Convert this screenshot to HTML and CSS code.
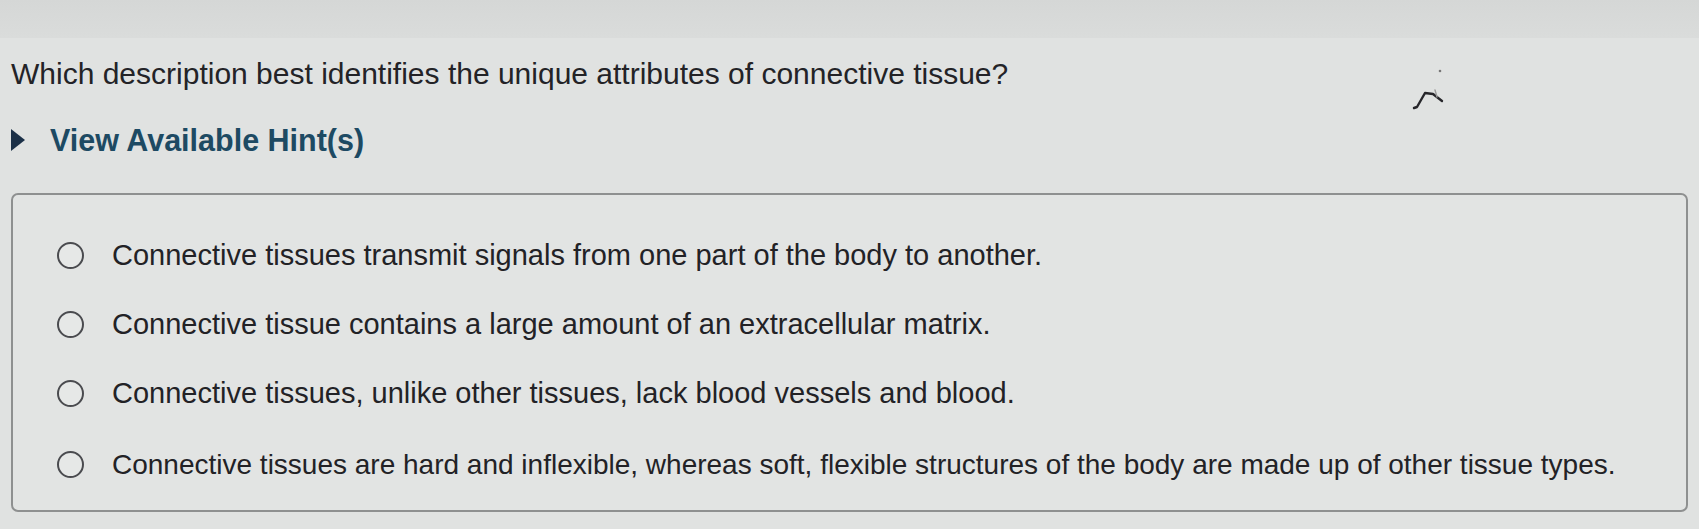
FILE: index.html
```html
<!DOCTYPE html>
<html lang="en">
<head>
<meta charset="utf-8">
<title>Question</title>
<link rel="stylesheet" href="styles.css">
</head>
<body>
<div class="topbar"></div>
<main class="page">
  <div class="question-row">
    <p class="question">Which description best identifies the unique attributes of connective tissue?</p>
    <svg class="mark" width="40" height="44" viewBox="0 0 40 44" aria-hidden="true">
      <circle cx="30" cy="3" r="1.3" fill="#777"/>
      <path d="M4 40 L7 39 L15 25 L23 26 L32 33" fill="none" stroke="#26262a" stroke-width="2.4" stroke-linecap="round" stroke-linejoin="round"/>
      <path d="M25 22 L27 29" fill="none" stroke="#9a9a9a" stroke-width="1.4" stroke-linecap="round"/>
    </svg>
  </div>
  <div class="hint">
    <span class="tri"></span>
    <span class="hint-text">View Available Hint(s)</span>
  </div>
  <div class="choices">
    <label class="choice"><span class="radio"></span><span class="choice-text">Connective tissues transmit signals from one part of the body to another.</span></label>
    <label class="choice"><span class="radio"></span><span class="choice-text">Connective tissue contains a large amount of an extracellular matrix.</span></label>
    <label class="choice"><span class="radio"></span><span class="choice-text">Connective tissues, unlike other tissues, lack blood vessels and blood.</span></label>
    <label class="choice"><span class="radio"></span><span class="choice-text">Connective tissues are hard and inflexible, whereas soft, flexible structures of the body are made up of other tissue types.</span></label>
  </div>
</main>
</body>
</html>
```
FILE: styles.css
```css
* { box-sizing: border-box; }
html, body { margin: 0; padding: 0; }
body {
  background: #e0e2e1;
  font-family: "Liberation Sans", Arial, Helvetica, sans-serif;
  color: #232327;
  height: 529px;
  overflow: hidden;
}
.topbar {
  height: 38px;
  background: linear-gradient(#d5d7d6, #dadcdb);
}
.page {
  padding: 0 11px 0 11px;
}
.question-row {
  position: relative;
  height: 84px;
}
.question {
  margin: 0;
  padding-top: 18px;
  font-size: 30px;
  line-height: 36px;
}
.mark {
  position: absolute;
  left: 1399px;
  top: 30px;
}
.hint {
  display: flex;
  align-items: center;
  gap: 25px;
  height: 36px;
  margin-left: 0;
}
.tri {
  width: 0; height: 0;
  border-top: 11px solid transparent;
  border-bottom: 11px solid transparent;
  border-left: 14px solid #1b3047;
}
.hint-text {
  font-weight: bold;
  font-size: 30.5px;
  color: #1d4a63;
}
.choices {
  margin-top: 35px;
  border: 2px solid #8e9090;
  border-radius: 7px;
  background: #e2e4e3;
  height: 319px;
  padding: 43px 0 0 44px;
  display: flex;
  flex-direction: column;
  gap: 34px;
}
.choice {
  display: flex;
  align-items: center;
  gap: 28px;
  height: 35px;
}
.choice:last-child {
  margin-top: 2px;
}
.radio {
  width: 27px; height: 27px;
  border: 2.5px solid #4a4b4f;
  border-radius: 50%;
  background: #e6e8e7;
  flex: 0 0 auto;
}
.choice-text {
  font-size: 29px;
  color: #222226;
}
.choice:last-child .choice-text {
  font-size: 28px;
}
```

::::::::

■ Exercise:
Repeat the material above verbatim. Leave the pictures behind.

■ Result for this exercise:
Convert this screenshot to HTML and CSS code.
FILE: index.html
```html
<!DOCTYPE html>
<html lang="en">
<head>
<meta charset="utf-8">
<title>Question</title>
<link rel="stylesheet" href="styles.css">
</head>
<body>
<div class="topbar"></div>
<main class="page">
  <div class="question-row">
    <p class="question">Which description best identifies the unique attributes of connective tissue?</p>
    <svg class="mark" width="40" height="44" viewBox="0 0 40 44" aria-hidden="true">
      <circle cx="30" cy="3" r="1.3" fill="#777"/>
      <path d="M4 40 L7 39 L15 25 L23 26 L32 33" fill="none" stroke="#26262a" stroke-width="2.4" stroke-linecap="round" stroke-linejoin="round"/>
      <path d="M25 22 L27 29" fill="none" stroke="#9a9a9a" stroke-width="1.4" stroke-linecap="round"/>
    </svg>
  </div>
  <div class="hint">
    <span class="tri"></span>
    <span class="hint-text">View Available Hint(s)</span>
  </div>
  <div class="choices">
    <label class="choice"><span class="radio"></span><span class="choice-text">Connective tissues transmit signals from one part of the body to another.</span></label>
    <label class="choice"><span class="radio"></span><span class="choice-text">Connective tissue contains a large amount of an extracellular matrix.</span></label>
    <label class="choice"><span class="radio"></span><span class="choice-text">Connective tissues, unlike other tissues, lack blood vessels and blood.</span></label>
    <label class="choice"><span class="radio"></span><span class="choice-text">Connective tissues are hard and inflexible, whereas soft, flexible structures of the body are made up of other tissue types.</span></label>
  </div>
</main>
</body>
</html>
```
FILE: styles.css
```css
* { box-sizing: border-box; }
html, body { margin: 0; padding: 0; }
body {
  background: #e0e2e1;
  font-family: "Liberation Sans", Arial, Helvetica, sans-serif;
  color: #232327;
  height: 529px;
  overflow: hidden;
}
.topbar {
  height: 38px;
  background: linear-gradient(#d5d7d6, #dadcdb);
}
.page {
  padding: 0 11px 0 11px;
}
.question-row {
  position: relative;
  height: 84px;
}
.question {
  margin: 0;
  padding-top: 18px;
  font-size: 30px;
  line-height: 36px;
}
.mark {
  position: absolute;
  left: 1399px;
  top: 30px;
}
.hint {
  display: flex;
  align-items: center;
  gap: 25px;
  height: 36px;
  margin-left: 0;
}
.tri {
  width: 0; height: 0;
  border-top: 11px solid transparent;
  border-bottom: 11px solid transparent;
  border-left: 14px solid #1b3047;
}
.hint-text {
  font-weight: bold;
  font-size: 30.5px;
  color: #1d4a63;
}
.choices {
  margin-top: 35px;
  border: 2px solid #8e9090;
  border-radius: 7px;
  background: #e2e4e3;
  height: 319px;
  padding: 43px 0 0 44px;
  display: flex;
  flex-direction: column;
  gap: 34px;
}
.choice {
  display: flex;
  align-items: center;
  gap: 28px;
  height: 35px;
}
.choice:last-child {
  margin-top: 2px;
}
.radio {
  width: 27px; height: 27px;
  border: 2.5px solid #4a4b4f;
  border-radius: 50%;
  background: #e6e8e7;
  flex: 0 0 auto;
}
.choice-text {
  font-size: 29px;
  color: #222226;
}
.choice:last-child .choice-text {
  font-size: 28px;
}
```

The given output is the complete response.